Thanks a lot for working on this! Once you think you are done, feel free to
ping me in case you'd like me to run my test suite with man-db including all
your changes, making sure that they have the desired effect in the environment
I'm running it in. Currently, my workaround is to create a chroot in a TMPDIR
mounted as tmpfs. It seems that the tmpfs directory entries are somehow
returned deterministically even across different tmpfs mounts.

Thanks!

cheers, josch
[signature.asc (application/pgp-signature, inline)]

Information forwarded to debian-bugs-dist@lists.debian.org, Colin Watson <cjwatson@debian.org>:
Bug#1010957; Package src:man-db. (Thu, 22 Sep 2022 15:51:02 GMT) (full text, mbox, link).


Acknowledgement sent to Holger Levsen <holger@layer-acht.org>:
Extra info received and forwarded to list. Copy sent to Colin Watson <cjwatson@debian.org>. (Thu, 22 Sep 2022 15:51:02 GMT) (full text, mbox, link).


Message #26 received at 1010957@bugs.debian.org (full text, mbox, reply):

From: Holger Levsen <holger@layer-acht.org>
To: 1010957@bugs.debian.org, josch@debian.org
Subject: status update? Re: Bug#1010957: man-db: unreproducible index.db: contents depend on directory read order
Date: Thu, 22 Sep 2022 15:48:30 +0000
[Message part 1 (text/plain, inline)]
hi!

Colin, what's the status of this bug?
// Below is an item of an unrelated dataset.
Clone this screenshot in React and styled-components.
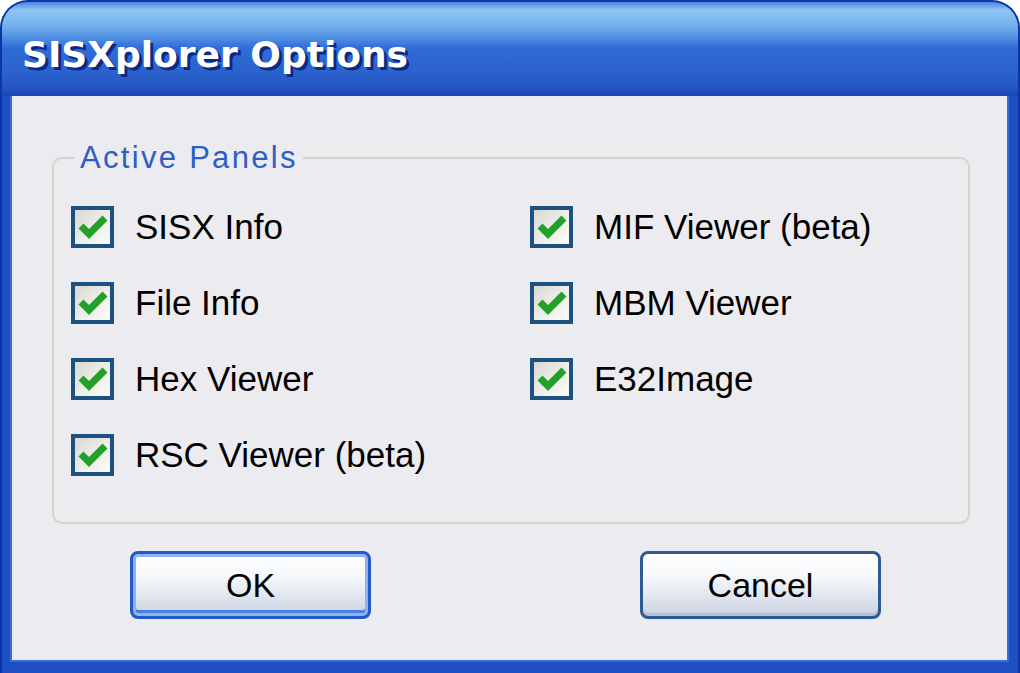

You said you were working on improving
josch' patch in May 2022...?! :)

Also, the bug is currently tagged 'patch', I guess it's appropriate to remove
that tag?

josch: btw you said you you submitted other patches missing freeing of memory,
have you updated those other patches?


-- 
cheers,
	Holger

 ⢀⣴⠾⠻⢶⣦⠀
 ⣾⠁⢠⠒⠀⣿⡁  holger@(debian|reproducible-builds|layer-acht).org
 ⢿⡄⠘⠷⠚⠋⠀  OpenPGP: B8BF54137B09D35CF026FE9D 091AB856069AAA1C
 ⠈⠳⣄

We live in a world where teenagers get more and more desperate trying to
convince adults to behave like grown ups.
[signature.asc (application/pgp-signature, inline)]

Information forwarded to debian-bugs-dist@lists.debian.org:
Bug#1010957; Package src:man-db. (Thu, 22 Sep 2022 19:57:02 GMT) (full text, mbox, link).


Acknowledgement sent to Colin Watson <cjwatson@debian.org>:
Extra info received and forwarded to list. (Thu, 22 Sep 2022 19:57:03 GMT) (full text, mbox, link).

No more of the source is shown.